Reasoning of the Appellate Court.
In The Plastic Surgery Center, PA. v. Malouf Chevrolet-Cadillac, Inc, the New Jersey Appellate Division decided that a medical provider has to file a claim in the Division of Workers’ Compensation within six years of the service provided. The case has been reported.
The Court noted that suits on contracts in New Jersey have a six-year statute of limitations under N.J.S.A. 2A:14-1. When the New Jersey Legislature amended the New Jersey statute in 2012 granting exclusive jurisdiction over disputed medical charges to the Division of Workers’ Compensation, the Legislature never addressed which statute of limitations would apply. The Court found that the rationale for a two year statute of limitations does not fit N.J.S.A. 34:15-51, which is the statute of limitations provision in New Jersey. The Court ruled that
“[w]e are most persuaded that the Legislature intended to leave unaltered the time within which medical-provider claims must be commenced because the Act’s two-year-bar simply doesn’t fit.”
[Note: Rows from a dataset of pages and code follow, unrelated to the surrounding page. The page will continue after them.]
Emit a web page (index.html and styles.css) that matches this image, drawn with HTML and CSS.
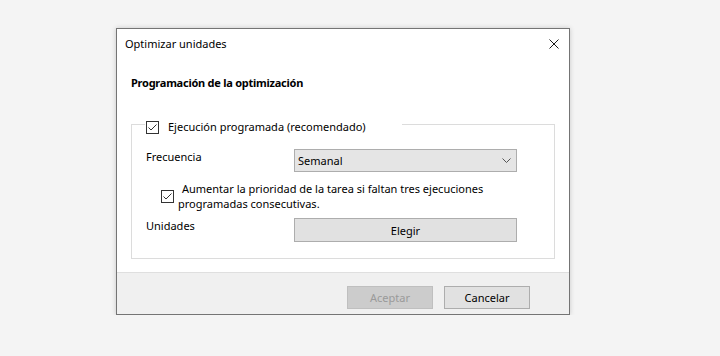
FILE: index.html
```html
<!DOCTYPE html>
<html lang="es">
<head>
    <meta charset="UTF-8">
    <meta name="viewport" content="width=device-width, initial-scale=1.0">
    <link rel="stylesheet" href="styles.css">
    <title>Optimizar unidades</title>
</head>
<body>

    <div class="dialog">
        <div class="titlebar">
            <span class="title">Optimizar unidades</span>
            <svg class="close" width="10" height="10" viewBox="0 0 10 10">
                <path d="M0.5 0.5 L9.5 9.5 M9.5 0.5 L0.5 9.5" stroke="#1a1a1a" stroke-width="1" fill="none"/>
            </svg>
        </div>

        <div class="content">
            <h2 class="heading">Programación de la optimización</h2>

            <fieldset class="group">
                <legend class="group-title">
                    <span class="check">
                        <svg width="11" height="11" viewBox="0 0 11 11">
                            <path d="M1.5 5.5 L4 8 L9.5 2.5" stroke="#333" stroke-width="1" fill="none"/>
                        </svg>
                    </span>
                    <span>Ejecución programada (recomendado)</span>
                </legend>

                <div class="row">
                    <div class="label">Frecuencia</div>
                    <div class="select">
                        <span>Semanal</span>
                        <svg width="9" height="5" viewBox="0 0 9 5">
                            <path d="M0.5 0.5 L4.5 4.5 L8.5 0.5" stroke="#555" stroke-width="1" fill="none"/>
                        </svg>
                    </div>
                </div>

                <div class="priority">
                    <span class="check">
                        <svg width="11" height="11" viewBox="0 0 11 11">
                            <path d="M1.5 5.5 L4 8 L9.5 2.5" stroke="#333" stroke-width="1" fill="none"/>
                        </svg>
                    </span>
                    <p class="priority-text">Aumentar la prioridad de la tarea si faltan tres ejecuciones programadas consecutivas.</p>
                </div>

                <div class="row">
                    <div class="label">Unidades</div>
                    <button class="btn btn-wide">Elegir</button>
                </div>
            </fieldset>
        </div>

        <div class="footer">
            <button class="btn btn-disabled">Aceptar</button>
            <button class="btn">Cancelar</button>
        </div>
    </div>

</body>
</html>
```

FILE: styles.css
```css
body {
    margin: 0;
    padding: 28px 0 0 116px;
    background-color: #f4f4f4;
    font-family: "Noto Sans", "Open Sans", sans-serif;
    font-size: 11px;
    color: #000;
}

.dialog {
    width: 452px;
    border: 1px solid #747474;
    background-color: #fff;
    box-shadow: 0 0 5px rgba(0, 0, 0, 0.18);
}

.titlebar {
    height: 30px;
    padding: 7px 10px 0 8px;
    box-sizing: border-box;
    display: flex;
    justify-content: space-between;
    line-height: 16px;
}

.close {
    margin-top: 3px;
}

.content {
    padding: 16px 14px 13px 14px;
}

.heading {
    margin: 0;
    font-size: 11px;
    font-weight: bold;
    line-height: 16px;
    letter-spacing: -0.25px;
}

.group {
    margin: 23px 0 0 0;
    padding: 15px 36px 16px 14px;
    border: 1px solid #dcdcdc;
}

.group-title {
    display: flex;
    align-items: center;
    gap: 9px;
    margin-left: -1px;
    padding: 6px 36px 0 1px;
    line-height: 14px;
}

.check {
    width: 11px;
    height: 11px;
    border: 1px solid #333;
    background-color: #fff;
    display: inline-flex;
}

.row {
    display: grid;
    grid-template-columns: 148px 223px;
    align-items: start;
}

.label {
    line-height: 15px;
}

.select {
    height: 21px;
    border: 1px solid #adadad;
    background-color: #e5e5e5;
    display: flex;
    justify-content: space-between;
    align-items: center;
    padding: 0 5px 0 3px;
}

.priority {
    display: flex;
    align-items: center;
    gap: 4px;
    margin: 9px 0 7px 15px;
}

.priority-text {
    margin: 0;
    width: 320px;
    line-height: 15px;
    text-indent: 4px;
}

.btn {
    height: 23px;
    width: 86px;
    border: 1px solid #adadad;
    background-color: #e1e1e1;
    font-family: inherit;
    font-size: 11px;
    color: #000;
    padding: 0;
}

.btn-wide {
    width: 223px;
    height: 24px;
}

.btn-disabled {
    background-color: #cccccc;
    border-color: #bfbfbf;
    color: #9a9a9a;
}

.footer {
    border-top: 1px solid #dfdfdf;
    background-color: #f0f0f0;
    height: 42px;
    padding: 13px 39px 0 0;
    box-sizing: border-box;
    display: flex;
    justify-content: flex-end;
    align-items: flex-start;
    gap: 11px;
}
```
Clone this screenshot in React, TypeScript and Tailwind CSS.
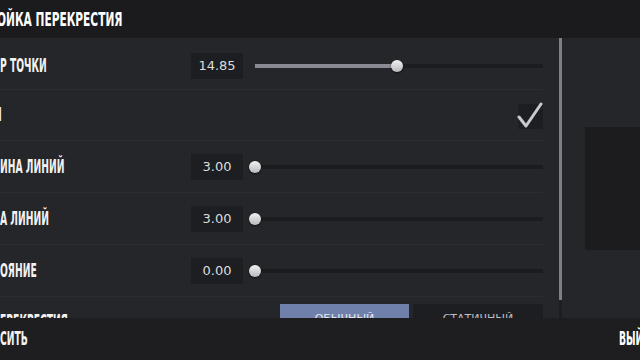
import React from 'react';

const cond = { fontFamily: '"Liberation Sans Narrow", "DejaVu Sans Condensed", "Liberation Sans", sans-serif' };
const num = { fontFamily: '"DejaVu Sans", "Liberation Sans", sans-serif' };

interface SliderRowProps {
  label: string;
  value: string;
  fraction: number;
  className?: string;
}

const Slider = ({ fraction }: { fraction: number }) => {
  const px = Math.round(288 * fraction);
  return (
    <div className="relative w-[288px] h-[4px] bg-[#1b1c1f]">
      <div className="absolute left-0 top-0 h-full bg-[#8a8a92]" style={{ width: px }} />
      <div
        className="absolute top-1/2 -translate-y-1/2 w-[12px] h-[12px] rounded-full bg-gradient-to-b from-[#f2f2f2] to-[#b9b9bd] shadow-[0_1px_2px_rgba(0,0,0,0.6)]"
        style={{ left: px - 6 }}
      />
    </div>
  );
};

const Label = ({ children, className = '' }: { children: React.ReactNode; className?: string }) => (
  <span
    className={`inline-block origin-left scale-x-[0.54] text-[19px] font-bold text-[#f2f2f2] whitespace-nowrap leading-none ${className}`}
    style={cond}
  >
    {children}
  </span>
);

const SliderRow = ({ label, value, fraction, className = '' }: SliderRowProps) => (
  <div className={`h-[52px] flex items-center border-b border-[#2c2d32] shrink-0 ${className}`}>
    <div className="flex-1 overflow-hidden">
      <Label>{label}</Label>
    </div>
    <div className="w-[52px] h-[26px] bg-[#1d1e21] flex items-center justify-center text-[13px] text-[#dcdcdc] mr-[12px]" style={num}>
      {value}
    </div>
    <Slider fraction={fraction} />
  </div>
);

export default function App() {
  return (
    <div className="w-[640px] h-[360px] overflow-hidden flex flex-col bg-[#25262a]">
      {/* Header */}
      <div className="h-[38px] shrink-0 bg-[#1b1b1e] flex items-center overflow-hidden">
        <Label className="-ml-[3px] text-[20px] text-white scale-x-[0.59]">ОЙКА ПЕРЕКРЕСТИЯ</Label>
      </div>

      <div className="flex-1 flex overflow-hidden">
        {/* Settings list */}
        <div className="w-[543px] flex flex-col">
          <SliderRow label="Р ТОЧКИ" value="14.85" fraction={0.493} className="pt-[5px]" />

          <div className="h-[51px] flex items-center border-b border-[#2c2d32] shrink-0">
            <div className="flex-1 overflow-hidden">
              <Label className="-ml-[6px]">Н</Label>
            </div>
            <div className="relative w-[25px] h-[25px] bg-[#1d1e21] mt-[3px]">
              <svg className="absolute -left-[1px] -top-[2px] w-[26px] h-[26px]" viewBox="0 0 26 26" fill="none">
                <path d="M2 15 L9 24 L24 2" stroke="#c9c9ce" strokeWidth={3} strokeLinecap="round" strokeLinejoin="round" />
              </svg>
            </div>
          </div>

          <SliderRow label="ИНА ЛИНИЙ" value="3.00" fraction={0} />
          <SliderRow label="А ЛИНИЙ" value="3.00" fraction={0} />
          <SliderRow label="ОЯНИЕ" value="0.00" fraction={0} />

          <div className="h-[52px] flex items-start pt-[7px] shrink-0">
            <div className="flex-1 pt-[6px] overflow-hidden">
              <Label>ЕРЕКРЕСТИЯ</Label>
            </div>
            <div className="w-[129px] h-[30px] bg-[#6f80aa] mr-[4px] flex items-center justify-center text-[11px] text-[#e6e9f2]" style={num}>
              ОБЫЧНЫЙ
            </div>
            <div className="w-[130px] h-[30px] bg-[#1d1e21] flex items-center justify-center text-[11px] text-[#bdbdc2]" style={num}>
              СТАТИЧНЫЙ
            </div>
          </div>
        </div>

        {/* Scrollbar */}
        <div className="w-[20px] flex pl-[16px]">
          <div className="w-[3px] flex flex-col">
            <div className="h-[262px] bg-[#7f7f86]" />
            <div className="flex-1 bg-[#1d1e21]" />
          </div>
        </div>

        {/* Preview panel */}
        <div className="flex-1 pl-[22px] pt-[89px]">
          <div className="h-[123px] bg-[#1c1c1f]" />
        </div>
      </div>

      {/* Footer */}
      <div className="h-[42px] shrink-0 bg-[#1e1e20] flex items-center justify-between">
        <div className="w-[40px] overflow-hidden">
          <Label className="text-[#d9d9dc] scale-x-[0.5]">СИТЬ</Label>
        </div>
        <div className="w-[21px] overflow-hidden">
          <Label className="text-white">ВЫЙТИ</Label>
        </div>
      </div>
    </div>
  );
}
The Court found that a two-year rule could mean that the statute would run on the rights of the medical provider to file before the medical service is even provided because the medical provider might not render its service until after two years from the date of accident.
Impact of this Decision.
According to the statistics provided by the Division of Workers’ Compensation, one of every five claim petitions in New Jersey is a Medical Provider Claim. This decision will likely embolden medical providers, working outside of New Jersey but closely watching the medical provider claim action in this State because they are covetous of the “usual and customary” (extremely high) payment scheme, to accelerate the trend of opening satellite offices in New Jersey and with he plan of continuing to persuade their patients to “cross a river” and seek ambulatory surgery, procedures, and treatment in New Jersey at a much higher cost to the carrier.
This decision does not address the payment to be reimbursed where the claimant’s only contact with the state of New Jersey is the place of treatment rendered. Right now there are conflicting decision issued by trial-level judges (Judge of Compensation) in the many workers’ compensation courts (vicinages).